Print, please, exactly and only the lines between the line holding "Emit a component" and the line holding "xmlns='http://www.w3.org/2000/svg' width='10' height='6'", inclusive, omitting any pictures.

Data listing:
== == ==
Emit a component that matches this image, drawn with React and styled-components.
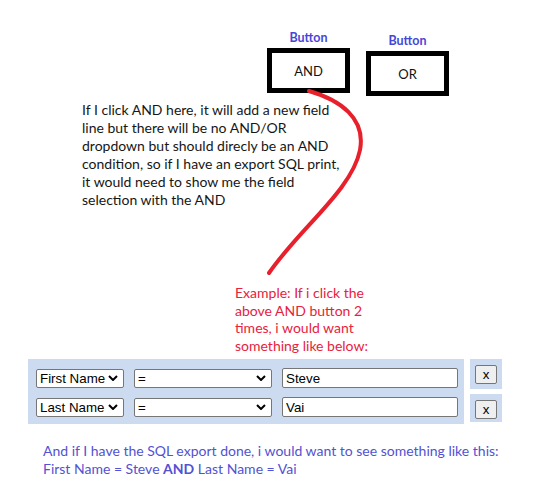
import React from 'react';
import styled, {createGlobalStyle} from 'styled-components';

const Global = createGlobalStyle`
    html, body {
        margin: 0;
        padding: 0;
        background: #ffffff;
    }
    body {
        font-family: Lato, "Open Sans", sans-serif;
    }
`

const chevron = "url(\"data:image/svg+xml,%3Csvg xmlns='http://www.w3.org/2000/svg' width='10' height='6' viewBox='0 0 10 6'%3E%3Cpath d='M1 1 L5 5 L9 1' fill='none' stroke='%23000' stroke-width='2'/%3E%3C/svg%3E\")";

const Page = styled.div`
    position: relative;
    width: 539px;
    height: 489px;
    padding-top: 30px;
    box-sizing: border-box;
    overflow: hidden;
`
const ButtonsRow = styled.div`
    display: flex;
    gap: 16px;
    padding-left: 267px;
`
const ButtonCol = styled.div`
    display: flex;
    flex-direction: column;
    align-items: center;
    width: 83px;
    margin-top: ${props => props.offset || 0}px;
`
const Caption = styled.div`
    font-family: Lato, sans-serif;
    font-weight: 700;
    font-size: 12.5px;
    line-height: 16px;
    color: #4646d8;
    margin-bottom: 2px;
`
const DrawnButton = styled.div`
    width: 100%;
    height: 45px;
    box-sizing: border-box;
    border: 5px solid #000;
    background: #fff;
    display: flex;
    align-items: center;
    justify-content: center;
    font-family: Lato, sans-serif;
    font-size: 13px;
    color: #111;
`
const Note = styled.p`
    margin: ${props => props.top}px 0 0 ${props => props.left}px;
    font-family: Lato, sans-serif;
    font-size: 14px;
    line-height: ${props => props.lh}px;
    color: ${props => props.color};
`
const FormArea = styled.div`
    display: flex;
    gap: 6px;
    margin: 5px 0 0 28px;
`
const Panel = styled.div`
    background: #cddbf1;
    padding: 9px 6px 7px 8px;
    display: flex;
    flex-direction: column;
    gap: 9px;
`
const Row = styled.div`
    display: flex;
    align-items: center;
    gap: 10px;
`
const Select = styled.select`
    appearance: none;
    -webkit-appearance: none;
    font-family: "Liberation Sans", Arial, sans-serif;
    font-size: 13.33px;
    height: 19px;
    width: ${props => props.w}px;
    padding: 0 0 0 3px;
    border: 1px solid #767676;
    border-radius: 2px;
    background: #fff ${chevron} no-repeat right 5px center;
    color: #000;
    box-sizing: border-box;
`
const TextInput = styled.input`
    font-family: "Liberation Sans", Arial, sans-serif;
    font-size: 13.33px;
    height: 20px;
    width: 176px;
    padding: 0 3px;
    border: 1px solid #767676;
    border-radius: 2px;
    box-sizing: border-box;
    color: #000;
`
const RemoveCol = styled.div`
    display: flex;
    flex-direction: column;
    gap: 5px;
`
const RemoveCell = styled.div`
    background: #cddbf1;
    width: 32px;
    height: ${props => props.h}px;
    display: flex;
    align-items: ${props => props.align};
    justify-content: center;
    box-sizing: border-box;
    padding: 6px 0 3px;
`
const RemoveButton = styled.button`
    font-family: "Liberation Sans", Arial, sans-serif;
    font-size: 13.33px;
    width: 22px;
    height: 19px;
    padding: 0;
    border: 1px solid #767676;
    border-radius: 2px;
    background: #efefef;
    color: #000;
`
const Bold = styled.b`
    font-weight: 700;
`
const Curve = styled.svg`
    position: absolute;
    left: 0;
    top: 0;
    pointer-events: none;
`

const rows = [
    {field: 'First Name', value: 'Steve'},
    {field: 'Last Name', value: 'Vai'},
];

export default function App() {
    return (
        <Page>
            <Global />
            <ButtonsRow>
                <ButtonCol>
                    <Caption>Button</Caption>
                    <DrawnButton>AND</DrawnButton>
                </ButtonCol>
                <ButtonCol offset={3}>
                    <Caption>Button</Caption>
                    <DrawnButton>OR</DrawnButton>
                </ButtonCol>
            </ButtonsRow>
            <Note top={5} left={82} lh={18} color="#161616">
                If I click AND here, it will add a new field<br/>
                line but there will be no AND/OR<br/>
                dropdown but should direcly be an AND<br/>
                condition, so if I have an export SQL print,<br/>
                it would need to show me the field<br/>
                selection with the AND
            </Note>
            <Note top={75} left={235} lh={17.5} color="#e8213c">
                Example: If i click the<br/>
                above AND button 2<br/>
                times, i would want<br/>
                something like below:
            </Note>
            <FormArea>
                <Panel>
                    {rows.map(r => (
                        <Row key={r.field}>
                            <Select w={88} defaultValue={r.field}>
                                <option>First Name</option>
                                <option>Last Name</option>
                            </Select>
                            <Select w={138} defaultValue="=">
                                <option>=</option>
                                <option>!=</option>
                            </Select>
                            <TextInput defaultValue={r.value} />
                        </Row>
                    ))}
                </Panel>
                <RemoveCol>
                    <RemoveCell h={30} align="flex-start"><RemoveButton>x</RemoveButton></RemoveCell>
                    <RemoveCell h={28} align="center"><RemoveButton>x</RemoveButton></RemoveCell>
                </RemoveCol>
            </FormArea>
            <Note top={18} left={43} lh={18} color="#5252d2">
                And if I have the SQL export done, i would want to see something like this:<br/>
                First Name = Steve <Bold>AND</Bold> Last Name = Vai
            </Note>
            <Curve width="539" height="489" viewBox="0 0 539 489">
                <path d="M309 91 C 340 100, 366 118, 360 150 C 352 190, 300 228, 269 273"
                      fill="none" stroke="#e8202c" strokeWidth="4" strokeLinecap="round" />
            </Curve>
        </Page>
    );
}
== == ==
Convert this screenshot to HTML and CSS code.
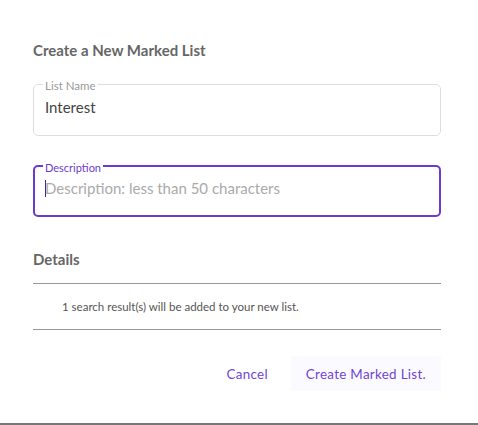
== == ==
Task response:
Emit a component that matches this image, drawn with React and styled-components.
import React from 'react';
import styled, {createGlobalStyle} from 'styled-components';

const Global = createGlobalStyle`
    html, body {
        margin: 0;
        padding: 0;
        background: #ffffff;
    }
    body {
        font-family: Lato, "Open Sans", sans-serif;
    }
`

const chevron = "url(\"data:image/svg+xml,%3Csvg xmlns='http://www.w3.org/2000/svg' width='10' height='6' viewBox='0 0 10 6'%3E%3Cpath d='M1 1 L5 5 L9 1' fill='none' stroke='%23000' stroke-width='2'/%3E%3C/svg%3E\")";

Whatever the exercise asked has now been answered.